Bien bel hommage que rendit Nicolas Sarkozy aux deux jeunes gens tués par leurs ravisseurs au Niger ce week-end. Dommage que le rôle de celui-ci soit des plus équivoques. Car le chien fou de l’Elysée n’aura pas, comme à son habitude, laissé le temps à la réflexion avant l’action.
La chasse aux barbares
Mais disposait-il de ce temps ? Non, réfléchir aurait été céder au « diktat des terroristes »… Et voici donc nos commandos français embarqués dans quatre hélicoptères, se lançant dans une chasse aux « barbares » sur ces terres d’Afrique. Coppola aurait sans doute suggéré de mener l’assaut aux sons de la Chevauchée des Walkyries. Mais voilà trop empressés d’aller flinguer du terroriste, nos dirigeants ont oublié le but de leur mission : garantir la sécurité des otages lors de l’opération. Et face à la débâcle, les voici se dédouanant en distinguant l’assaut de la mort des deux Français… ils ont été tués avant l’intervention.
Sans doute aurait-on préférer plus d’humilité et moins de fanfaronnade, plus de respect pour les victimes et moins de haines pour « ces barbares venus d’un autre âge ». Car si la condamnation doit être ferme, la déshumanisation populiste aux tendances xénophobes du président ne peut aider à la compréhension des évènements.
Doctrine et communication
A travers cette opération, le président et le gouvernement – Juppé en tête – souhaitaient démontrer par le geste la mise en place d’une nouvelle doctrine dans la lutte anti-terroriste : aucune négociation, aucune rançon. Premier destinataire de ce message, Al-Qaida au Maghreb Islamique, AQMI, cessera-t-il pour autant ses enlèvements ou ses attaques contre les intérêts de la France ? On peut très largement en douter car la poursuite de leurs activités obligera inévitablement le gouvernement français à faire, ne lui en déplaise, l’un ou l’autre.
Véritable coup de communication, cette fermeté n’a d’ailleurs aucun sens puisque la France n’a pas les moyens de prévenir ces enlèvements sur des territoires étrangers déjà hors du contrôle des autorités locales. Et c’est bien la situation désastreuse des pays de la région qui pose problème. Tout comme les actes de piraterie au large de la Somalie, les enlèvements et autres attaques contre des Européens au Sahel et dans le Sahara sont concomitants des problèmes politiques, économiques et sociaux de ces pays.
L’épouvantail AQMI
L’utilisation de la dénomination de terroriste ou de barbare est bien commode et permet de s’affranchir de ce constat dérangeant pour les autorités locales mais aussi pour des pays comme la France dont la présence sur place est toujours marquée par des réflexes d’un temps pas si éloigné.
Et sans doute n’est-ce pas un hasard si le géant énergétique français, AREVA, fut-il pris pour cible au Niger par AQMI. Les très faibles retombées économiques – et les plus fortes retombées radioactives – pour ce pays parmi les plus pauvres du monde ne peuvent être étrangères à ces enlèvements.
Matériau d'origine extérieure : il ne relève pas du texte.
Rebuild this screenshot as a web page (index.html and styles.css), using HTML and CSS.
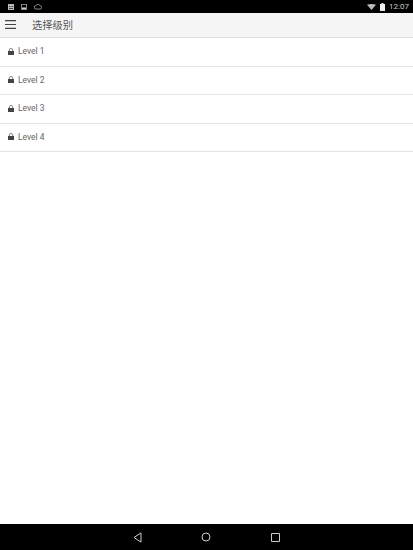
FILE: index.html
```html
<!DOCTYPE html>
<html>
  <head>
    <meta charset="utf-8" />
    <title>选择级别</title>
    <link rel="stylesheet" href="styles.css">
  </head>
  <body>
    <div class="screen">
      <div class="status-bar">
        <div class="status-left">
          <svg width="6" height="6" viewBox="0 0 6 6"><path fill="#bbb" d="M0 0h6v6H0z"/><path fill="#444" d="M1 2h1.500v1H1zM3.500 2H5v1H3.500zM1 4h4v1H1z"/></svg>
          <svg width="6" height="6" viewBox="0 0 6 6"><path fill="none" stroke="#bbb" stroke-width=".8" d="M.4.400h5.200v5.200H.4z"/><path fill="#ccc" d="M1 3.500h4V5H1z"/></svg>
          <svg width="8" height="7" viewBox="0 0 8 7"><path fill="none" stroke="#aaa" stroke-width=".8" d="M2 6h4a1.500 1.500 0 0 0 .3-3A2.400 2.400 0 0 0 2 2.600 1.700 1.700 0 0 0 2 6z"/></svg>
        </div>
        <div class="status-right">
          <svg width="9" height="6" viewBox="0 0 9 6"><path fill="#bbb" d="M0 .8Q4.500-.8 9 .8L4.500 6z"/></svg>
          <svg class="battery" width="5" height="8" viewBox="0 0 5 8"><path fill="#eee" d="M1.500 0h2v1H5v7H0V1h1.500z"/></svg>
          <span class="clock">12:07</span>
        </div>
      </div>

      <div class="toolbar">
        <svg width="11" height="9" viewBox="0 0 11 9"><path fill="#444" d="M0 0h11v1.200H0zM0 3.900h11v1.200H0zM0 7.800h11V9H0z"/></svg>
        <span class="toolbar-title">选择级别</span>
      </div>

      <ul class="level-list">
        <li class="level-item">
          <svg class="lock" width="6" height="7" viewBox="0 0 6 7"><path fill="#444" d="M0 3h6v4H0z"/><path fill="none" stroke="#666" stroke-width=".8" d="M1.300 3V1.900a1.700 1.400 0 0 1 3.400 0V3"/></svg>
          <span>Level 1</span>
        </li>
        <li class="level-item">
          <svg class="lock" width="6" height="7" viewBox="0 0 6 7"><path fill="#444" d="M0 3h6v4H0z"/><path fill="none" stroke="#666" stroke-width=".8" d="M1.300 3V1.900a1.700 1.400 0 0 1 3.400 0V3"/></svg>
          <span>Level 2</span>
        </li>
        <li class="level-item">
          <svg class="lock" width="6" height="7" viewBox="0 0 6 7"><path fill="#444" d="M0 3h6v4H0z"/><path fill="none" stroke="#666" stroke-width=".8" d="M1.300 3V1.900a1.700 1.400 0 0 1 3.400 0V3"/></svg>
          <span>Level 3</span>
        </li>
        <li class="level-item">
          <svg class="lock" width="6" height="7" viewBox="0 0 6 7"><path fill="#444" d="M0 3h6v4H0z"/><path fill="none" stroke="#666" stroke-width=".8" d="M1.300 3V1.900a1.700 1.400 0 0 1 3.400 0V3"/></svg>
          <span>Level 4</span>
        </li>
      </ul>

      <div class="nav-bar">
        <svg class="nav-back" width="9" height="11" viewBox="0 0 9 11"><path fill="none" stroke="#ccc" d="M8 .9v9.200L1 5.500z"/></svg>
        <svg width="10" height="10" viewBox="0 0 10 10"><circle cx="5" cy="5" r="4" fill="none" stroke="#ccc"/></svg>
        <svg width="9" height="9" viewBox="0 0 9 9"><path fill="none" stroke="#ccc" d="M.5.500h8v8h-8z"/></svg>
      </div>
    </div>
  </body>
</html>
```

FILE: styles.css
```css
body {
  margin: 0;
  font-family: Roboto, "Noto Sans CJK SC", sans-serif;
  background: #fff;
}

svg {
  display: block;
}

.screen {
  display: flex;
  flex-direction: column;
  width: 413px;
  height: 550px;
  overflow: hidden;
}

.status-bar {
  display: flex;
  align-items: center;
  justify-content: space-between;
  flex: none;
  height: 13px;
  padding: 0 4px 0 8px;
  background: #000;
}

.status-left {
  display: flex;
  align-items: center;
  gap: 7px;
}

.status-right {
  display: flex;
  align-items: center;
}

.battery {
  margin-left: 4px;
}

.clock {
  margin-left: 4px;
  font-size: 8px;
  color: #ccc;
}

.toolbar {
  display: flex;
  align-items: center;
  flex: none;
  height: 22px;
  padding: 0 0 2px 5px;
  background: #f5f5f5;
  border-bottom: 1px solid #ddd;
}

.toolbar-title {
  margin-left: 16px;
  font-size: 10.250px;
  color: #555;
}

.level-list {
  flex: 1;
  margin: 0;
  padding: 0;
  list-style: none;
}

.level-item {
  display: flex;
  align-items: center;
  height: 26.500px;
  padding: 0 0 1px 8px;
  border-bottom: 1px solid #e4e4e4;
  font-size: 8.500px;
  color: #666;
}

.lock {
  margin-right: 4px;
}

.nav-bar {
  display: flex;
  align-items: center;
  justify-content: center;
  gap: 60px;
  flex: none;
  height: 26px;
  padding-right: 2px;
  background: #000;
}

.nav-back {
  margin: 0 -1px 0 1px;
}
```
Mais pourtant l’on préfère à l’Elysée, Matignon ou ailleurs proclamer de grands discours sur cette organisation tentaculaire et barbare qui ne compte pourtant que 700 membres – selon les estimations les plus hautes – répartis dans six pays. Un bel écran de fumée qui ne saura cacher la tristesse de plusieurs familles endeuillées.